How to Strengthen the Housing Choice Voucher Program
A webinar hosted Monday by the Bipartisan Policy Center explored reforms, many of which have bipartisan support in Congress, to increase efficiency and utilization in the federal Housing Choice Voucher Program.
The program helps more than 2 million low income families affordably rent high quality homes at a time when housing is in short supply across the nation. “But despite the program’s importance, rising housing costs, administrative hurdles, and low voucher utilization limit the program’s impact,” said Kristen Klurfield, a senior policy analyst for BPC’s J. Ronald Terwilliger Housing Policy Center.
The HCV program “is arguably one of the best, if not the best, housing program out there,” said Hunter Kurtz, founding partner at Gate House Strategies and a former assistant secretary, Public and Indian Housing, at HUD. “But, you know, even something that’s almost perfect, there’s still a lot of room to make it perfect.”
Experts participating in the event agreed that the difficulty local housing agencies have fully utilizing their voucher along with the program’s administrative burden, both for landlords and potential renters, are areas that need reform.
Only about 60% of people eligible housing vouchers are able to use them, said Christi Economy, a research associate for the Turner Center for Housing Innovation at the University of California Berkeley. Economy is one of the co-authors of a new report done in partnership with Rand Corporation, and supported by the Cooper Housing Institute, that looks at utilization in the housing choice voucher program.
The reasons for the lack of utilization range from a lack of affordable housing to landlord hesitation to voucher holder difficulties applying for places and covering the costs associated with those applications. “This is very challenging for households but it also causes challenges for the housing authorities administering the program,” Economy said.

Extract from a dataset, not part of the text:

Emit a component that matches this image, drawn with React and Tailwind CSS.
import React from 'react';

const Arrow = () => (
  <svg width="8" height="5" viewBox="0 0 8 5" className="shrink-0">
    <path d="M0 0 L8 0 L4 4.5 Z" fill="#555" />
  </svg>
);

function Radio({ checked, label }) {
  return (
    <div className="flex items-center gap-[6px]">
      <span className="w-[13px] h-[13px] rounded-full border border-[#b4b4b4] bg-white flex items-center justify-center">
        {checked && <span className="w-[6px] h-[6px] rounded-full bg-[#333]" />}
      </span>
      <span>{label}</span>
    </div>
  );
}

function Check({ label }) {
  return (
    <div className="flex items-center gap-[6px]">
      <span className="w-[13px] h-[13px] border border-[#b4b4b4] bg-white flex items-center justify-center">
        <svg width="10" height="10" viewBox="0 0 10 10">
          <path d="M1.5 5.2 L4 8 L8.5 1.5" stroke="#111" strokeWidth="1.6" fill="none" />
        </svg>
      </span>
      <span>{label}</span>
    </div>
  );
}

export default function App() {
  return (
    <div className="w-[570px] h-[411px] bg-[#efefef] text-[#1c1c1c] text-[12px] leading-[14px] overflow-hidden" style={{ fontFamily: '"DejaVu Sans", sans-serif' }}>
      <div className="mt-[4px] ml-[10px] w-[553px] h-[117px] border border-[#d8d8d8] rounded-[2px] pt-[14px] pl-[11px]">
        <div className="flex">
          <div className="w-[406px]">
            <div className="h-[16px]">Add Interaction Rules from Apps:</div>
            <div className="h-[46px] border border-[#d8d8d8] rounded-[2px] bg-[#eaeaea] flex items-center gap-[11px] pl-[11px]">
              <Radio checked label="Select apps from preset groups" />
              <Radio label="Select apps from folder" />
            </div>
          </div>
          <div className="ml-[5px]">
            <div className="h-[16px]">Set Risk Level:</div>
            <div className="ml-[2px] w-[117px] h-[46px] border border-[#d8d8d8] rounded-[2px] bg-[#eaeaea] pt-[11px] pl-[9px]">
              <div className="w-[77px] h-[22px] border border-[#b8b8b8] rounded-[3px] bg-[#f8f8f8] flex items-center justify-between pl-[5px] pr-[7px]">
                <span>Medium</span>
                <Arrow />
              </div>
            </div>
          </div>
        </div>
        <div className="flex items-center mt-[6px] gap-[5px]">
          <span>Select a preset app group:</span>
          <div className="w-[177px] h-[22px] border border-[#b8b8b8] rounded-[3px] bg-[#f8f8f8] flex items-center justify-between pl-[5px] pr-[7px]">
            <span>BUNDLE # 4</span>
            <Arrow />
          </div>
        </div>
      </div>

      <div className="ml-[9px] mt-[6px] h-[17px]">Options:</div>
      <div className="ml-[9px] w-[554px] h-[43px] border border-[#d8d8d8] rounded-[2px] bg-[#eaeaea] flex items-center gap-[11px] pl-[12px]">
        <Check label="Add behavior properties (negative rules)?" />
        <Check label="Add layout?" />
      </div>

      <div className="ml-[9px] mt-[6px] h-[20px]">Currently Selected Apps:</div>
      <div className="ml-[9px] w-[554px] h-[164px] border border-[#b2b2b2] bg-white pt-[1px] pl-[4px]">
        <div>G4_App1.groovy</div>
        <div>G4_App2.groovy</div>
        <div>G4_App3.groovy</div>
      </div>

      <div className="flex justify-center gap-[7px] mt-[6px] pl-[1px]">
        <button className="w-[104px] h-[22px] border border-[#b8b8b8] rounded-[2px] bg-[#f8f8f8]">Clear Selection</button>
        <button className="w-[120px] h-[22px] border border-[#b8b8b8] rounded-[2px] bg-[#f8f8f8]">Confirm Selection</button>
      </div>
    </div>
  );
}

For landlords, the voucher program can be unattractive because of the layers of bureaucracy they must go through, particularly the inspection process, said Bernard Fulton, Vice President of Legislative Advocacy at the National Multifamily Housing Council.

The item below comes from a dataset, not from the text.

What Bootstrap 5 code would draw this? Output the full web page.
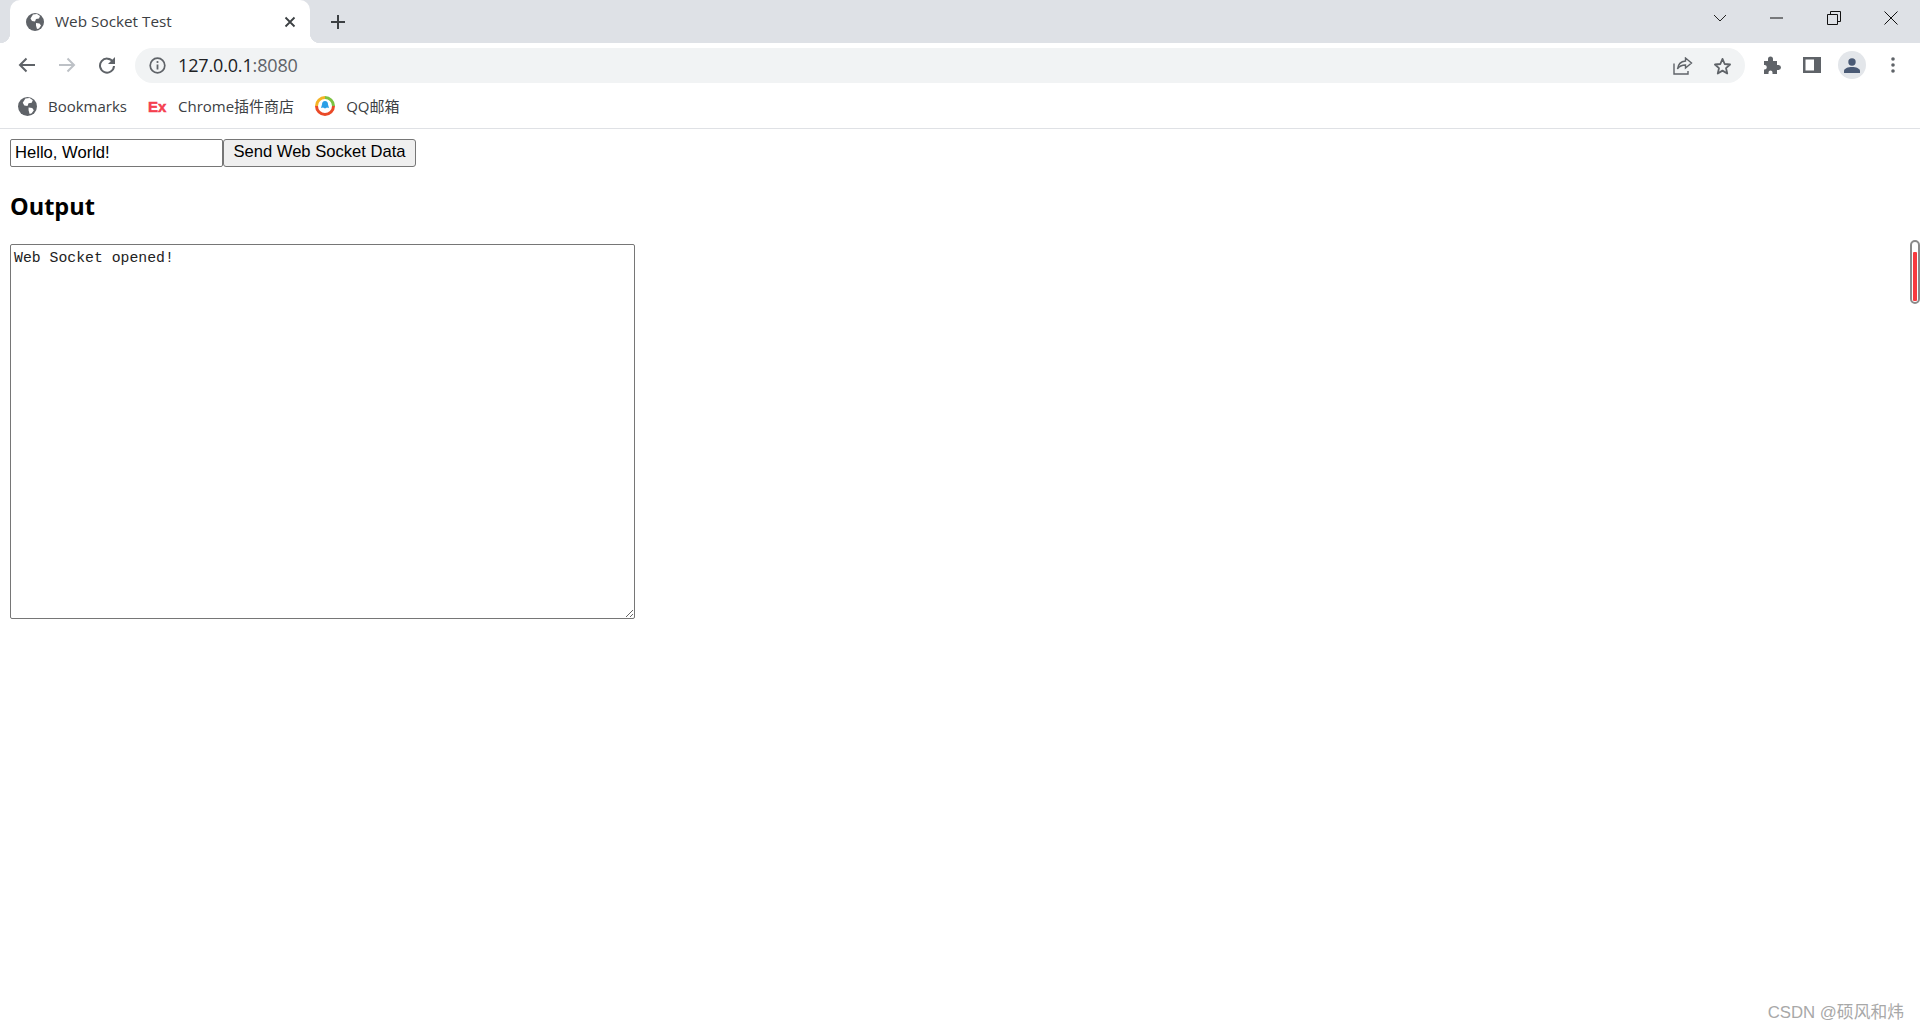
<!DOCTYPE html>
<html lang="en"><head><meta charset="utf-8"><title>Web Socket Test</title>
<link rel="stylesheet" href="https://cdn.jsdelivr.net/npm/bootstrap@5.3.0/dist/css/bootstrap.min.css">
<style>
html,body{height:100%;overflow:hidden;background:#fff}
body{font-family:"Liberation Sans",sans-serif;color:#000}
.chrome-ui{font-family:"Open Sans","Noto Sans CJK SC",sans-serif;color:#3c4043}
.tabstrip{height:43px;background:#dee1e6;padding-left:10px;padding-right:1px}
.tabcard{width:300px;height:43px;background:#fff;border-radius:10px 10px 0 0;padding:0 14px 0 16px;font-size:15.3px;position:relative}
.tabcard::before,.tabcard::after{content:"";position:absolute;bottom:0;width:10px;height:10px}
.tabcard::before{left:-10px;background:radial-gradient(circle at 0 0,#dee1e6 10px,#fff 10.5px)}
.tabcard::after{right:-10px;background:radial-gradient(circle at 100% 0,#dee1e6 10px,#fff 10.5px)}
.tabtitle{margin-left:11px}
.newtab{margin-left:20px}
.winbtn{width:57px;height:36px}
.toolbar{height:43px;padding:1px 0 0 7px}
.navbtn{width:40px;height:35px}
.omni{width:1610px;height:35px;margin-left:8px;margin-top:1px;background:#f1f3f4;border-radius:18px;padding:0 13px 0 14px}
.omni-url{font-size:18px;margin-left:12px;letter-spacing:-.15px;color:#202124;font-family:"Open Sans",sans-serif}
.omni-url span{color:#5f6368}
.star-icon{margin-left:20px}
.tb-right{margin-left:7px}
.tb-icon{width:40px;height:35px}
.tb-menu{margin-left:1px}
.avatar{width:28px;height:28px;border-radius:50%;background:#e3e6ea}
.bookmarks{height:43px;padding:0 0 2px 18px;font-size:15px;border-bottom:1px solid #dfe1e5}
.bm-item{margin-right:21px}
.bm-label{margin-left:11px}
.ex-mark{font:900 15px/1 "Liberation Sans",sans-serif;color:#f5404f;width:19px;-webkit-text-stroke:.5px #f5404f}
.pagebody{padding:10px 10px 0;position:relative;height:calc(100vh - 129px)}
.msg-input{width:213px;height:28px;font:16.6px "Liberation Sans",sans-serif;border:1px solid #767676;border-radius:2px;padding:1px 4px 2px;color:#000;display:block}
.msg-btn{height:28px;width:193px;font:16.6px "Liberation Sans",sans-serif;color:#000;background:#efefef;border:1px solid #767676;border-radius:3px;padding:0 0 2px}
.out-title{font:700 23.5px/28px "Open Sans",sans-serif;margin:25px 0 24px;color:#000}
.out-area{display:block;width:625px;height:375px;font:14.8px/16px "Liberation Mono","Noto Sans CJK SC",monospace;border:1px solid #767676;border-radius:2px;padding:5px 3px 2px;color:#222;background:#fff}
.thermo{position:absolute;right:0;top:111px;width:10px;height:64px;border:2px solid #8a8a8a;border-radius:5px;background:#fff;padding:10px 1px 1px}
.thermo-fill{display:block;height:100%;background:#f73a3f;border-radius:1px}
.mark-csdn{position:absolute;right:16px;bottom:7px;font:16.8px "Liberation Sans","Noto Sans CJK SC",sans-serif;color:#a8a8a8}
</style></head>
<body>
<div class="chrome-ui">
  <div class="tabstrip d-flex align-items-start">
    <div class="tabcard d-flex align-items-center">
      <svg width="18" height="18" viewBox="0 0 18 18"><circle cx="9" cy="9" r="9" fill="#5f6368"/><path d="M7 1.500 11 1l3 2-1 2.500-3 .5-1 2.500-3-.5-1.500-2.500zM10 10l3.500.5 1.500 2-2 3-2 .5-1-3.500z" fill="#fff"/></svg>
      <span class="tabtitle flex-grow-1">Web Socket Test</span>
      <svg width="12" height="12" viewBox="0 0 12 12"><path d="M1.500 1.500l9 9m0-9l-9 9" stroke="#3c4043" stroke-width="1.800"/></svg>
    </div>
    <svg class="newtab align-self-center" width="16" height="16" viewBox="0 0 16 16"><path d="M8 1v14M1 8h14" stroke="#3c4043" stroke-width="2"/></svg>
    <div class="d-flex ms-auto">
      <div class="winbtn d-flex align-items-center justify-content-center"><svg width="14" height="8" viewBox="0 0 14 8"><path d="M1 1l6 6 6-6" fill="none" stroke="#222" stroke-width="1"/></svg></div>
      <div class="winbtn d-flex align-items-center justify-content-center"><svg width="13" height="2" viewBox="0 0 13 2"><path d="M0 1h13" stroke="#111" stroke-width="1"/></svg></div>
      <div class="winbtn d-flex align-items-center justify-content-center"><svg width="14" height="14" viewBox="0 0 14 14"><path d="M.5 3.500h10v10H.5zM3.500 3.500v-3h10v10h-3" fill="none" stroke="#111" stroke-width="1"/></svg></div>
      <div class="winbtn d-flex align-items-center justify-content-center"><svg width="14" height="14" viewBox="0 0 14 14"><path d="M.5.5l13 13m0-13l-13 13" stroke="#111" stroke-width="1"/></svg></div>
    </div>
  </div>
  <div class="toolbar d-flex align-items-center">
    <div class="navbtn d-flex align-items-center justify-content-center"><svg width="18" height="16" viewBox="0 0 18 16"><path d="M17 8H2M8.500 1.500L2 8l6.500 6.500" fill="none" stroke="#5f6368" stroke-width="2"/></svg></div>
    <div class="navbtn d-flex align-items-center justify-content-center"><svg width="18" height="16" viewBox="0 0 18 16"><path d="M1 8h15M9.500 1.500L16 8l-6.500 6.500" fill="none" stroke="#bdc1c6" stroke-width="2"/></svg></div>
    <div class="navbtn d-flex align-items-center justify-content-center"><svg width="18" height="18" viewBox="0 0 18 18"><path d="M15 6A7 7 0 1 0 16 10" fill="none" stroke="#5f6368" stroke-width="2"/><path d="M17 1v7h-7z" fill="#5f6368"/></svg></div>
    <div class="omni d-flex align-items-center">
      <svg width="17" height="17" viewBox="0 0 17 17"><circle cx="8.500" cy="8.500" r="7.300" fill="none" stroke="#5f6368" stroke-width="1.700"/><path d="M8.500 7.500v5" stroke="#5f6368" stroke-width="1.800"/><circle cx="8.500" cy="5" r="1.100" fill="#5f6368"/></svg>
      <span class="omni-url">127.0.0.1<span>:8080</span></span>
      <svg class="ms-auto" width="20" height="18" viewBox="0 0 20 18"><path d="M12.500 1l6 5-6 5V8C8 8 6 9.500 4.500 12 5 7.500 8 4.500 12.500 4zM1 6.500V17h14v-3" fill="none" stroke="#5f6368" stroke-width="1.400"/></svg>
      <svg class="star-icon" width="19" height="18" viewBox="0 0 20 19"><path d="M10 2l2.300 5.400 5.700.5-4.300 3.800 1.300 5.700-5-3-5 3 1.300-5.700L2 7.900l5.700-.5z" fill="none" stroke="#5f6368" stroke-width="1.900" stroke-linejoin="round"/></svg>
    </div>
    <div class="d-flex align-items-center tb-right">
      <div class="tb-icon d-flex align-items-center justify-content-center"><svg width="18" height="18" viewBox="0 0 18 18"><path d="M1 5h4V3a2.300 2.300 0 0 1 5 0v2h4v4h1.500a2.300 2.300 0 0 1 0 5H14v4H9.500v-1.500a2 2 0 0 0-4 0V18H1v-4.500h1a2.300 2.300 0 0 0 0-4.500H1z" fill="#5f6368"/></svg></div>
      <div class="tb-icon d-flex align-items-center justify-content-center"><svg width="18" height="16" viewBox="0 0 18 16"><path d="M0 0h18v16H0z" fill="#5f6368"/><path d="M2.500 2.500H11v11H2.500z" fill="#fff"/></svg></div>
      <div class="tb-icon d-flex align-items-center justify-content-center"><div class="avatar d-flex align-items-center justify-content-center"><svg width="16" height="15" viewBox="0 0 16 15"><circle cx="8" cy="4" r="3.700" fill="#4a5a75"/><path d="M0 15v-2c0-2.500 4-4 8-4s8 1.500 8 4v2z" fill="#4a5a75"/></svg></div></div>
      <div class="tb-icon tb-menu d-flex align-items-center justify-content-center"><svg width="6" height="18" viewBox="0 0 6 18"><circle cx="3" cy="3" r="1.800" fill="#5f6368"/><circle cx="3" cy="9" r="1.800" fill="#5f6368"/><circle cx="3" cy="15" r="1.800" fill="#5f6368"/></svg></div>
    </div>
  </div>
  <div class="bookmarks d-flex align-items-center">
    <div class="bm-item d-flex align-items-center">
      <svg width="19" height="19" viewBox="0 0 18 18"><circle cx="9" cy="9" r="9" fill="#5f6368"/><path d="M7 1.500 11 1l3 2-1 2.500-3 .5-1 2.500-3-.5-1.500-2.500zM10 10l3.500.5 1.500 2-2 3-2 .5-1-3.500z" fill="#fff"/></svg>
      <span class="bm-label">Bookmarks</span>
    </div>
    <div class="bm-item d-flex align-items-center">
      <span class="ex-mark">Ex</span>
      <span class="bm-label">Chrome插件商店</span>
    </div>
    <div class="bm-item d-flex align-items-center">
      <svg width="20" height="20" viewBox="0 0 20 20"><path d="M10 1.500A8.500 8.500 0 0 0 1.500 10" fill="none" stroke="#f5b324" stroke-width="3"/><path d="M10 1.500A8.500 8.500 0 0 1 18.500 10" fill="none" stroke="#7cc242" stroke-width="3"/><path d="M18.500 10A8.500 8.500 0 0 1 1.500 10" fill="none" stroke="#ea4a28" stroke-width="3"/><path d="M10 5c2 0 3 1.500 3 3.500l1 3.500-2-.5-2 1-2-1-2 .5 1-3.500C7 6.500 8 5 10 5z" fill="#2b9fe6"/></svg>
      <span class="bm-label">QQ邮箱</span>
    </div>
  </div>
</div>
<main class="pagebody">
  <form class="d-flex" onsubmit="return false">
    <input class="msg-input" type="text" value="Hello, World!">
    <button class="msg-btn" type="button">Send Web Socket Data</button>
  </form>
  <h3 class="out-title">Output</h3>
  <textarea class="out-area">Web Socket opened!</textarea>
  <div class="thermo"><span class="thermo-fill"></span></div>
  <div class="mark-csdn">CSDN @硕风和炜</div>
</main>
<script src="https://cdn.jsdelivr.net/npm/bootstrap@5.3.0/dist/js/bootstrap.bundle.min.js"></script>
</body></html>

“People might think this was easy money ,” Fulton said. “Well, it’s not easy money. It’s not free money. Every landlord has to spend money to make an apartment or a rental attractive to the tenant, but they also have to spend money to comply with local and state regulations.”
Possible reforms suggested for the housing voucher program included:
- Including a $3,500 service fee with housing vouchers that housing authorities could use to help facilitate housing navigation or landlord outreach programs.
- Passage of the Choice in Affordable Housing Act,which would reduce the inspection process and also allow the local housing authority to get an inspection on a property before the voucher is issued. Some of the bill’s provisions were included in the Road to Housing Act recently passed by the Senate.
- A potential tax incentive program, to be housed at HUD, that would provide matching grants for local tax credits, incentives or abatements that encourage construction of affordable housing.
- Converting the voucher program into an electronic benefit transfer system like SNAP that would not have federal lease or inspection requirements. “This would put a voucher holder in the same situation as any other person,” said Fulton. “If it were you or I, with our own paychecks, we would go to look for apartment, we would rely only on our inspection regime. We would only rely on our ability to read and understand a lease. And that works for most of us. I don’t see any reason why it wouldn’t work for a housing choice voucher recipient.”
Webinar participants agreed that a central issue looming over any potential reforms is the need to do whatever is possible to create more affordable housing. “The more supply we have, the lower the rents will be, the easier for voucher holders to find a place to live that’s within the government’s guidelines,” said Fulton.